Had he been snoozing when, an hour into the session at Skylight Books in the Los Feliz neighborhood of Los Angeles, Matos chose the Daft Punk-at-Coachella excerpt to read aloud to the standing room-only audience? Was he not riveted by Matos's telling of my personal story (quoted extensively in the book) of experiencing the curtains parting on the duo's legendary pyramid show while peeping out the vents of a porta-potty (page 330, kids)?

So it was with the slightest hint of exasperation, à la The Simpsons's Comic Book Guy, that Matos answered the inquiry, to which the questioner responded that for him, electronic music went mainstream in the late 80s when MARS-FM hit the airwaves of Los Angeles. Far from a clueless newb, the audience member revealed to be a dance music veteran, with roots that apparently date back to before many of the Millennials currently making EDM the "sound of now" were even born.

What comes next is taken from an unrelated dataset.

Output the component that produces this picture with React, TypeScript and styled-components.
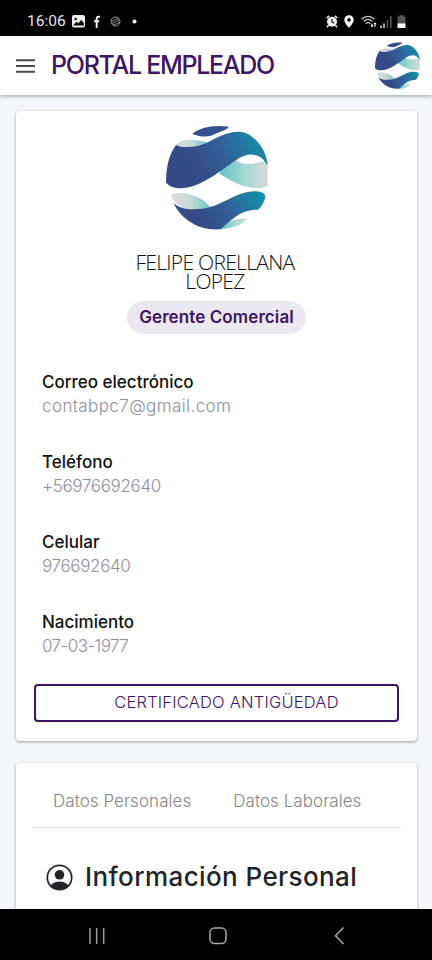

Such is often the difficulty when discussing longtail genres like EDM, and their decades-long rise to public consciousness. Witnesses to these sorts of cultural phenomena tend to peg their personal participation as the benchmark by which all things are judged. What came before is vaunted history, and what came after is never quite as good. It seems a revelation as powerful as one's first rave (typically paired with one's first pill) makes an objective viewpoint nearly impossible.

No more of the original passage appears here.